Sanjiv Poudel
With the adoption of the Sustainable Development Goals (SDGs) and Paris Climate Agreement, green or sustainable finance has received considerable attention in global economics. Nepal’s banking sector, too, is not exception. The Nepal Rastra Bank has issued Environmental and Social Risk Management (ESRM) guideline in May 2018. The guideline requires Banks and Financial Institutions (BFIs) to integrate environmental and social risk management into their overall credit risk management process. Though some banks have designated officials for screening credit proposals to ensure the compliance of ESRM guideline, the majority of banks have still failed to effectively implement the idea of sustainable finance.
Those banks, which have taken foreign loans from multilateral institutions, primarily from International Finance Corporation, have given some priority to sustainable finance as per the terms agreed at the time of taking foreign loans. The finance sector can play a crucial role in achieving the country’s climate goals through only agreeing to lend to or invest in those businesses which manage their environmental and social risks. Further, BFIs are in a unique position to promote sustainable social and economic development by taking environmental, social and governance matters into account.
Every lending decision should be governed by the principle that the company, which considers environmental, social and governance factors while making investment decisions, has long-term value, making it prepared for the transition towards an environmentally sustainable economy.

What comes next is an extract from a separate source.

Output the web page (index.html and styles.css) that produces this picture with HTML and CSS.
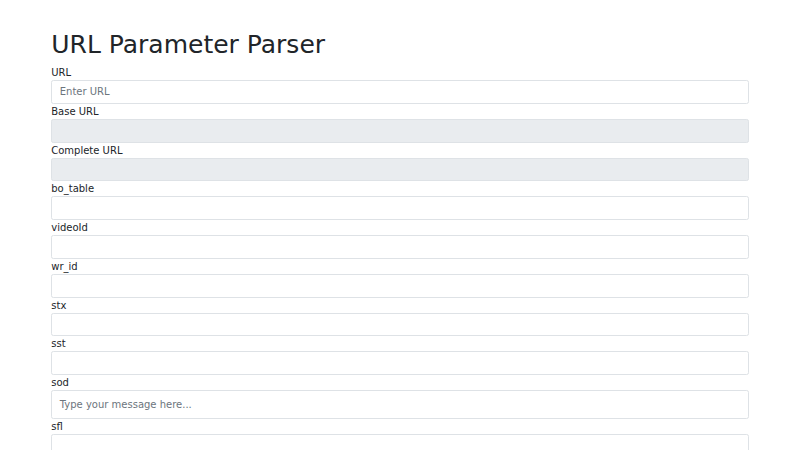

BFIs need to have a qualified and independent team of Environmental, Social and Governance (ESG) officers and managers for appraising every credit proposal in terms of its socially and environmentally sustainability and compliance with ESRM guideline issued by the central bank.
Such ESG officers should also act as the role of inspectors for on-site inspection of factories, industries and other projects to which they have extended loans regularly and fill out Environmental and Social Due Diligence (ESDD) checklist over the compliance of relevant government approvals/permits, management of solid waste and hazardous materials, provision of water and air treatment plant, measures to control noise pollution; and over social concerns like employee safety, community health and safety, child labour, gender violence and discrimination etc. by respective business unit.

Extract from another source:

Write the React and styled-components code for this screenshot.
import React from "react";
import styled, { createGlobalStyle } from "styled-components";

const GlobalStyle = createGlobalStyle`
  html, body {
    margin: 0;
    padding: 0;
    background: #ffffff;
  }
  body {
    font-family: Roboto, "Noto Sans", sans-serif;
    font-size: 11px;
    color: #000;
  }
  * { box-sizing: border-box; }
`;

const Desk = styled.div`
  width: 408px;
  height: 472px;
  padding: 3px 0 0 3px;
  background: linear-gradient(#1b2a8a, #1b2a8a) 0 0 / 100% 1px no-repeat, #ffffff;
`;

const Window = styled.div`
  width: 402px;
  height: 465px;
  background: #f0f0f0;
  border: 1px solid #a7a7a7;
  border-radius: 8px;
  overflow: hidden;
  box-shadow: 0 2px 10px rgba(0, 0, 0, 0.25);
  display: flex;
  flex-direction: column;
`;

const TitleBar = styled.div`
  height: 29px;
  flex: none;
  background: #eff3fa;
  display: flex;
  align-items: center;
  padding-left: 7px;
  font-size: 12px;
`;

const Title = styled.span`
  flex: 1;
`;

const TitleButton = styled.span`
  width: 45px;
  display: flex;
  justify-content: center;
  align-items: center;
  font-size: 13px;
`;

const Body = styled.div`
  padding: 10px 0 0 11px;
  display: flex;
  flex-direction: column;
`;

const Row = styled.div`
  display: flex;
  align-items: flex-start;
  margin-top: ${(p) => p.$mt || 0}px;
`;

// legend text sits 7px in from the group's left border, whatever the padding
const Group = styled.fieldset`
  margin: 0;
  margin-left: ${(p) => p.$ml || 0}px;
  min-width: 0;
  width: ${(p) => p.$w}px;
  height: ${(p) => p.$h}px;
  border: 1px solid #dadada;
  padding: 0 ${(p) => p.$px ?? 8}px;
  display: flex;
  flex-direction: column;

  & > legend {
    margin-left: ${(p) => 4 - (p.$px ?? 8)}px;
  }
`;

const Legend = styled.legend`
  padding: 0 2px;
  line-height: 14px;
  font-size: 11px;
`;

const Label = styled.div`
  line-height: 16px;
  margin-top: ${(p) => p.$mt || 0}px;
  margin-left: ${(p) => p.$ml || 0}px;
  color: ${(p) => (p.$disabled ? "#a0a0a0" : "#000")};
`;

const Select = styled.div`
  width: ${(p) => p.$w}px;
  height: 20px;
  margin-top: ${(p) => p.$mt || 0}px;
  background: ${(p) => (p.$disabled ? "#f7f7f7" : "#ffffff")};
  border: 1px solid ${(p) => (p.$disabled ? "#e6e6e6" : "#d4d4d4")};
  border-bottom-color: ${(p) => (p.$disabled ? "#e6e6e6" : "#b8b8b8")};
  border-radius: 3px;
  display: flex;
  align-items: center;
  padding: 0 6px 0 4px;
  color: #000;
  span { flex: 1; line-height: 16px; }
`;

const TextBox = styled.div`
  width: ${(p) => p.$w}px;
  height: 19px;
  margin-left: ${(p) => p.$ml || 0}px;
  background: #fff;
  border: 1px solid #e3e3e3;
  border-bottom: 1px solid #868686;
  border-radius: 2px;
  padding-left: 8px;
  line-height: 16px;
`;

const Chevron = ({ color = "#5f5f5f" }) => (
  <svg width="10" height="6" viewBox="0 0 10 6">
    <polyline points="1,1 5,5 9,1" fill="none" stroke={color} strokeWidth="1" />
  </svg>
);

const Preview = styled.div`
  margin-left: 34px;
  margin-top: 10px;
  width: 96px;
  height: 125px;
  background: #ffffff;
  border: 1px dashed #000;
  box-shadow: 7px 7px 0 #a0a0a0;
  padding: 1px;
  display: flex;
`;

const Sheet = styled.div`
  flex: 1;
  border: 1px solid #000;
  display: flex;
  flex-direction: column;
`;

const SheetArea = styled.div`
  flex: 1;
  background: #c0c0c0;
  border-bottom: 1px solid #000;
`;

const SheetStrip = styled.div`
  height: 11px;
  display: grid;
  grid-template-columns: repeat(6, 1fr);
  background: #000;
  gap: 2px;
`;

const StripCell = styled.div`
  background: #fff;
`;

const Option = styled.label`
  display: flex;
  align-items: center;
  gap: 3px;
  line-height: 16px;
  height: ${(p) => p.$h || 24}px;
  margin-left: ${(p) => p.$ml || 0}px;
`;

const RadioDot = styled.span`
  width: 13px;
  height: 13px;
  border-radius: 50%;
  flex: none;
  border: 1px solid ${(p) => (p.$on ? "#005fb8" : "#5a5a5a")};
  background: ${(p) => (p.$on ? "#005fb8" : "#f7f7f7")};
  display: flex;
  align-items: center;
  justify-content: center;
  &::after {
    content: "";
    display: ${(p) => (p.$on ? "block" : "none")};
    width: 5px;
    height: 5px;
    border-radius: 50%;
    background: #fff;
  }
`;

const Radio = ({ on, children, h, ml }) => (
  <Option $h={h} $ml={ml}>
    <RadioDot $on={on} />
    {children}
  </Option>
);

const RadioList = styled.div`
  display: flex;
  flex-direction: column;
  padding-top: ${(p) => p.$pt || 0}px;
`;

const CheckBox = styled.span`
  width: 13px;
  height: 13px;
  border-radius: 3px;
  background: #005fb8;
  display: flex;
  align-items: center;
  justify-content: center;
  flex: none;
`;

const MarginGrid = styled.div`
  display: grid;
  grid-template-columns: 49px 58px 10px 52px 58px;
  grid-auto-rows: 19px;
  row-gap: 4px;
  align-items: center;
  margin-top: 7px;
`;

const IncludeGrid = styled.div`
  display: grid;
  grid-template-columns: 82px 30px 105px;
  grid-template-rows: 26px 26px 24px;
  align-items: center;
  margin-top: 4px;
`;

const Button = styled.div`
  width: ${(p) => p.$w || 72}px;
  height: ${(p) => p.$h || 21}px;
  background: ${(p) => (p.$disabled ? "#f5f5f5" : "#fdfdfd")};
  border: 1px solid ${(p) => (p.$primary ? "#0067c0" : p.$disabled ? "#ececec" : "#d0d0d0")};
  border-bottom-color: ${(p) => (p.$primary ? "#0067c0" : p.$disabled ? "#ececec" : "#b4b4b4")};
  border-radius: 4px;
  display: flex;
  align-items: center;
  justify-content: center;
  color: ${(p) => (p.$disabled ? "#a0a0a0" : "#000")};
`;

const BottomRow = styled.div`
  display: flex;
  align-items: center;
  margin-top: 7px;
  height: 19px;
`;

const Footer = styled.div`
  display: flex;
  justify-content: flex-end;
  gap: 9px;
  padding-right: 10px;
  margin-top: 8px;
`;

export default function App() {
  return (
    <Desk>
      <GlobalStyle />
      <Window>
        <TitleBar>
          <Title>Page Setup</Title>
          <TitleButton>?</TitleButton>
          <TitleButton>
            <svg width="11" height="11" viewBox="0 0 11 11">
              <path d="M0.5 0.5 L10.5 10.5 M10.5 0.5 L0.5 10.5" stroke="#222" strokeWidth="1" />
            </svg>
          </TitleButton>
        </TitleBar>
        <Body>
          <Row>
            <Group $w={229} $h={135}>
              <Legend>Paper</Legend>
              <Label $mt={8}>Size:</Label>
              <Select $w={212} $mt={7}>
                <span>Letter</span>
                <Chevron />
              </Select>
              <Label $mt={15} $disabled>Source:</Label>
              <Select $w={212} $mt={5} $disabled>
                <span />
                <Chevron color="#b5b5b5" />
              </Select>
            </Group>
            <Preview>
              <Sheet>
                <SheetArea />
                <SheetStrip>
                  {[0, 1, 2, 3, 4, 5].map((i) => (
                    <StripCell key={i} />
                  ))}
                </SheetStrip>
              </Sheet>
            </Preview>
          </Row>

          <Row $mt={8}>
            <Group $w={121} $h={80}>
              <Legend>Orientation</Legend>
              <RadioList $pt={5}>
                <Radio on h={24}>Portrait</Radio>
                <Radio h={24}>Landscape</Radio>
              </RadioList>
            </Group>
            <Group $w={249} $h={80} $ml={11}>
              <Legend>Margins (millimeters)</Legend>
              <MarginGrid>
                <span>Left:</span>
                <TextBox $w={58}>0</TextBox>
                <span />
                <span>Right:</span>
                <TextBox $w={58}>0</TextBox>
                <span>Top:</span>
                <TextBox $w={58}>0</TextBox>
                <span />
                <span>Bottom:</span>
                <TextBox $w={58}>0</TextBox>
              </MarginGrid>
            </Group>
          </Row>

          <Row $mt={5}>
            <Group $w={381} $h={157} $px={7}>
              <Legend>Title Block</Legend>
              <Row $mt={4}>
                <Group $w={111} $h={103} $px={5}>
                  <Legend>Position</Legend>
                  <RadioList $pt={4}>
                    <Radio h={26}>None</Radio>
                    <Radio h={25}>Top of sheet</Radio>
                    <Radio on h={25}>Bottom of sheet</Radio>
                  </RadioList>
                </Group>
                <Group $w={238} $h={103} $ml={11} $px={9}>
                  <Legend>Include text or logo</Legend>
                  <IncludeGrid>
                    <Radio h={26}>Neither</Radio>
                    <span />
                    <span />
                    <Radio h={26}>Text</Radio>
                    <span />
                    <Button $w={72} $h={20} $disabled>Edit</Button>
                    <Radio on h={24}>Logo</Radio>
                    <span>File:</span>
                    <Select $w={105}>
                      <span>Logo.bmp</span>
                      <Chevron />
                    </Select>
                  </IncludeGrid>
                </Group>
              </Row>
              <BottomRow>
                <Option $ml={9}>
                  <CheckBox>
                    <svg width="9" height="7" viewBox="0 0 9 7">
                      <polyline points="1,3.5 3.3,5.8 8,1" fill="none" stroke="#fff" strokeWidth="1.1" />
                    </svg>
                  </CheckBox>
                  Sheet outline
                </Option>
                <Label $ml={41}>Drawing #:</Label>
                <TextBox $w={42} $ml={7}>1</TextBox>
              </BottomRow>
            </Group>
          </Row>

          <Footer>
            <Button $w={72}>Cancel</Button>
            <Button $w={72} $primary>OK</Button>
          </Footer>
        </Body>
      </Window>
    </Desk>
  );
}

Outcomes of such ESDD checklist needs to reported to credit approving authority in the bank as well for developing corrective action plan and covenants. Similarly, in the case of large infrastructure projects like hydropower, transmission line, tunnel road and cable car, the consortium of banks should appoint an independent expert to ensure the compliance of terms and conditions agreed at the time of taking approval of Environmental Impact Assessment (EIA)/Initial Environment Examination (IEE) in due course of construction and operation of projects. As the financial supervisory authority, the central bank should also develop its expertise and effective mechanism for monitoring the enforcement of sustainable finance in BFIs. The NRB should also provide policy incentives via its monetary policy to promote sustainable and green financing like interest rate discounts, differentiated capital adequacy and loan loss provisioning requirements, refinancing facility, etc.
There should be a provision to conduct environmental and social audit every year by industries from independent party and disclose the observation in their annual report, based on which lenders can assess the project’s sustainability in terms of long term value creation. Similarly, the central bank should also encourage BFIs to issue green bonds to invest in green activities and low carbon emission projects. It’s the responsibility of everyone to make the earth a livable planet for our future generations as well.